Торас и вправду был богат: трижды в год гонял он на торги дойных коров и коз, растил на продажу коней. В веси он был уважаем — от отца принял обязанности главы общины и нес их исправно. Овдовев, Торас больше не женился, и они с дочкой жили вдвоем: Леська росла, как хотела. Пока была маленькая, отец во всем ей потакал, а когда выросла, возмечтал, было, приструнить, да поздно.
Сына у Тораса не было, и наследником должен был стать муж дочери. Однако Леська всех женихов отваживала острым язычком и неласковым взглядом, и охотней бродила одна в лесу, собирая травы, чем стаптывала башмаки на игрищах.
И все-таки молодые пастухи ходили за ней по пятам: Леська была красивая. Лицо смуглое, коса толстая, рыжая, стан гибкий, ладони и ступни не по-здешнему маленькие. Матери тех, кто из-за Леськи засиживались в девицах, втихомолку обзывали ее ведьмой.
Когда появился Мартин, Торас вздохнул с облегчением: наконец-то дочка образумилась. Леська была к Мартину снисходительна, как сытая змея к зайцу, но против мысли стать его женой ничего не имела.
По обычаю Мартин пошел к Торасу в подпаски, чтобы отработать себе невесту, трудился старательно, терпеливо сносил Леськины насмешки и исполнял прихоти — медленно, но верно, шел к цели. Торас уже задумывался о том, что к зиме надо готовить свадьбу.
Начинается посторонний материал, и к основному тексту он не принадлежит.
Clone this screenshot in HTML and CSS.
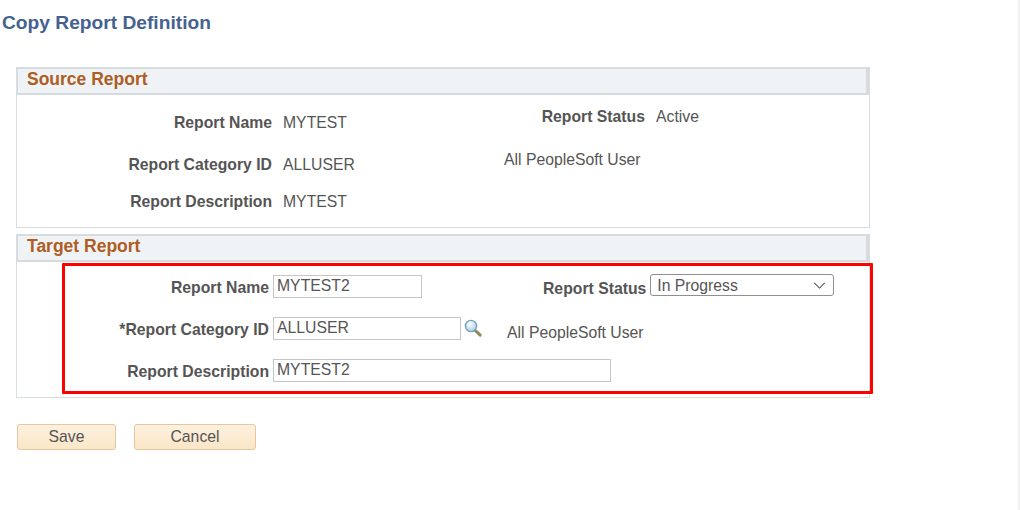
FILE: index.html
```html
<!DOCTYPE html>
<html lang="en">
<head>
<meta charset="utf-8">
<title>Copy Report Definition</title>
<link rel="stylesheet" href="styles.css">
</head>
<body>
<main class="page">
  <h1 class="title">Copy Report Definition</h1>

  <section class="panel panel-source">
    <h2 class="panel-head">Source Report</h2>
    <div class="source-body">
      <div class="col-left">
        <div class="row row-s1"><span class="label">Report Name</span><span class="value">MYTEST</span></div>
        <div class="row row-s2"><span class="label">Report Category ID</span><span class="value">ALLUSER</span></div>
        <div class="row row-s3"><span class="label">Report Description</span><span class="value">MYTEST</span></div>
      </div>
      <div class="col-right">
        <div class="row"><span class="label label-status">Report Status</span><span class="value">Active</span></div>
        <div class="desc-source">All PeopleSoft User</div>
      </div>
    </div>
  </section>

  <section class="panel panel-target">
    <h2 class="panel-head">Target Report</h2>
    <div class="target-body">
      <div class="col-left-t">
        <div class="row-t"><span class="label label-t">Report Name</span><input class="field field-name" type="text" value="MYTEST2"></div>
        <div class="row-t row-t2"><span class="label label-t">*Report Category ID</span><input class="field field-cat" type="text" value="ALLUSER">
          <svg class="lookup" width="20" height="20" viewBox="0 0 20 20" aria-hidden="true">
            <defs><radialGradient id="lens" cx="0.4" cy="0.35" r="0.7"><stop offset="0" stop-color="#ffffff"/><stop offset="1" stop-color="#a5cbe0"/></radialGradient></defs>
            <path d="M11.8 12l5.4 5.2" stroke="#8f8a55" stroke-width="3" stroke-linecap="round" fill="none"/>
            <circle cx="8" cy="8" r="5.6" fill="url(#lens)" stroke="#7ba3b8" stroke-width="1.4"/>
          </svg>
          <span class="value value-cat">All PeopleSoft User</span>
        </div>
        <div class="row-t row-t3"><span class="label label-t">Report Description</span><input class="field field-desc" type="text" value="MYTEST2"></div>
      </div>
      <div class="status-t">
        <span class="label">Report Status</span>
        <span class="select"><span>In Progress</span>
          <svg width="14" height="8" viewBox="0 0 14 8" aria-hidden="true"><path d="M1 1l6 6 6-6" fill="none" stroke="#555" stroke-width="1.2"/></svg>
        </span>
      </div>
    </div>
    <div class="highlight"></div>
  </section>

  <div class="actions">
    <button class="btn btn-save" type="button">Save</button>
    <button class="btn btn-cancel" type="button">Cancel</button>
  </div>
</main>
</body>
</html>
```

FILE: styles.css
```css
* { box-sizing: border-box; }
html, body { margin: 0; height: 100%; background: #fff; }
body { font-family: "Liberation Sans", Arial, sans-serif; font-size: 15.75px; color: #555; overflow: hidden; }
.page { width: 1020px; height: 510px; padding: 12px 0 0 16px; border-right: 2px solid #f1f1f1; }
.title { margin: 0 0 33px -14px; font-size: 19.2px; line-height: 22px; font-weight: 700; color: #45628f; }

.panel { width: 854px; border: 1px solid #d8dde2; position: relative; }
.panel-source { height: 161px; margin-bottom: 6px; }
.panel-target { height: 164px; }
.panel-head { margin: 0; height: 27px; padding-left: 9px; font-size: 17.5px; line-height: 21px; font-weight: 700; color: #ae5d23; background: #f0f3f5; border: 1px solid #d6dbe0; border-width: 1px 3px 2px 1px; }

.label { font-weight: 700; color: #555; white-space: nowrap; flex: none; }
.value { color: #555; white-space: nowrap; }

.source-body { display: flex; }
.col-left { width: 345px; flex: none; }
.row { display: flex; justify-content: flex-end; gap: 11px; }
.col-left .row { width: 345px; justify-content: flex-start; }
.col-left .label { width: 255px; text-align: right; }
.row-s1 { margin-top: 19px; }
.row-s2 { margin-top: 24px; }
.row-s3 { margin-top: 19px; }
.col-right { padding-top: 13px; width: 500px; flex: none; }
.col-right .row { justify-content: flex-start; }
.label-status { width: 283px; text-align: right; }
.desc-source { margin: 25px 0 0 142px; white-space: nowrap; }

.target-body { display: flex; padding-top: 12px; }
.col-left-t { width: 525px; flex: none; }
.row-t { display: flex; align-items: center; height: 24px; }
.row-t2 { margin-top: 18px; }
.row-t3 { margin-top: 18px; }
.row-t .label { padding-top: 3px; }
.label-t { width: 252px; text-align: right; margin-right: 4px; }
.field { height: 23px; flex: none; border: 1px solid #c6c6c6; background: #fff; padding: 0 0 0 3px; font: 15.75px "Liberation Sans", Arial, sans-serif; color: #555; outline: none; }
.field-name { width: 149px; }
.field-cat { width: 188px; }
.field-desc { width: 338px; }
.lookup { margin: 0 0 0 2px; flex: none; }
.value-cat { margin-left: 24px; padding-top: 9px; }

.status-t { display: flex; gap: 4px; align-items: flex-start; padding-left: 1px; }
.status-t .label { margin-top: 6px; }
.select { width: 184px; height: 22px; border: 1px solid #8f8f8f; border-radius: 3px; display: flex; justify-content: space-between; align-items: center; padding: 0 7px 0 6px; color: #555; background: #fff; line-height: 18px; font-size: 15.75px; }
.select span { margin-top: 1px; }
.select svg { width: 13px; height: 7px; }

.highlight { position: absolute; left: 45px; top: 28px; width: 811px; height: 131px; border: 3px solid #fe0000; border-radius: 1px; pointer-events: none; }

.actions { display: flex; gap: 18px; margin: 26px 0 0 1px; }
.btn { height: 26px; border: 1px solid #e5c6a0; border-radius: 3px; background: linear-gradient(#fdf1de, #fbe6c8); font: 15.75px "Liberation Sans", Arial, sans-serif; color: #555; padding: 0; }
.btn-save { width: 99px; }
.btn-cancel { width: 122px; }
```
Все это рассказала Керин сама Леська. Не сразу она разговорилась, вначале только пялилась зелеными глазищами, будто не веря, что это и есть та самая Золотоглазая из Легенды, запомненной с детства.
Когда Керин впервые взялась за ведра, Леська разинула рот. Но на второй день уже охотно принимала помощь, а на третий повела Керин в лес, на любимые свои места. Керин только улыбалась, глядя в Леськино разгоряченное лицо. Она одобрила возню с травами и возмутилась насмешкам пастухов над Леськиным волхвованием, после чего Леська сказала, что лучшей подружки у нее нет, и не было. Она даже открыла Керин свои тайные замыслы — уйти вместе с ней из дома исполнять предначертание Легенды. Керин вначале смеялась, а потом погрустнела.
Появление ее в веси не вызвало кривотолков — все, бывшие тогда с Торасом, держали язык за зубами. Труднее всех приходилось Масту: ничто на свете не ценил он так, как возможность первым о чем-то поведать. Но Торас умел убеждать и грозить, и Маст молчал, как мертвый, только изредка по ночам молился Велеху, выпрашивая терпения.
Так тихо прошла неделя, началась другая. Как-то вечером у колодца Леська разговорилась с худой темнолицей хозяйкой по имени Сетт. Оказалось, у нее болен сын. Вот уже три дня, как нога распухла, ходить не может и ничего не ест, а волхвов что-то не видно — пастухи сами не смели лечить людские раны и болезни, это делали для них бродячие волхвы, вмешаться без которых в таинство врачевания означало навлечь на себя гнев богов.